Wilson missed the anarchy of the early Waugh “that raised its head — boldly, outrageously, hilariously, or horribly” while the religion that is “invoked to correct it seems more like an exorcistic rite than force of regeneration.” But as Ann Pasternak Slater has written more recently it is this revelation that is the point of the novel. Wilson sadly predicted that the novel will prove to be the most successful, the only extremely successful, book that Evelyn Waugh has written…” Of course, Waugh’s response to the review of his erstwhile admirer was “I am glad we have shaken off Edmund Wilson at last.” […]

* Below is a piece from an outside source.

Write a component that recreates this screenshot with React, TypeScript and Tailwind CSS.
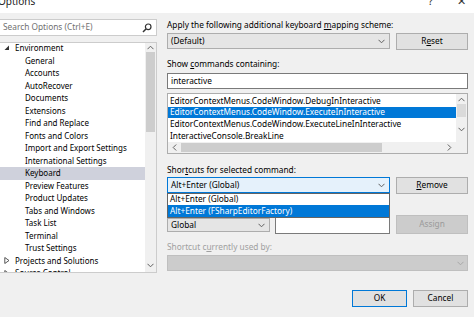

McGinness then refers to Waugh’s decision in the late fifties to edit the book in an effort to remove some of the more dated and overwritten portions. Waugh wrote in his introduction to the 1960 edition, quoted my McGinness: “Much of this book … is a panegyric preached over an empty coffin.”

The Quadrant article then concludes: That coffin may well have been empty, but in 2020, a time of angst and uncertainty when one looks for permanency and perhaps something otherworldly, there is still much in this panegyric, even for those who have heard it before, to justify revisiting.

Penguin Books, Waugh’s UK reprint publisher since the 1930s, has posted its own anniversary notice about Brideshead. Included are several examples of the Penguin covers for the novel, illustrating how they have evolved over the years since it was first published in 1951 in the boilerplate orange “tri-band” cover. This is by no means a complete reproduction of Penguin covers for the book, however. For example, Chris Ridgway in yesterday’s Castle Howard webinar showed another orange Penguin cover with a drawing of Brideshead Castle in the center that predates the 1981 TV series and is based on Waugh’s own written description. The cover drawing looks remarkably like Castle Howard, even though Waugh himself never identified that as a model. There were also probably TV and movie tie-in editions and I can recall some recent post-2000 editions with particularly dreary and unimaginative covers which are, perhaps thankfully, excluded.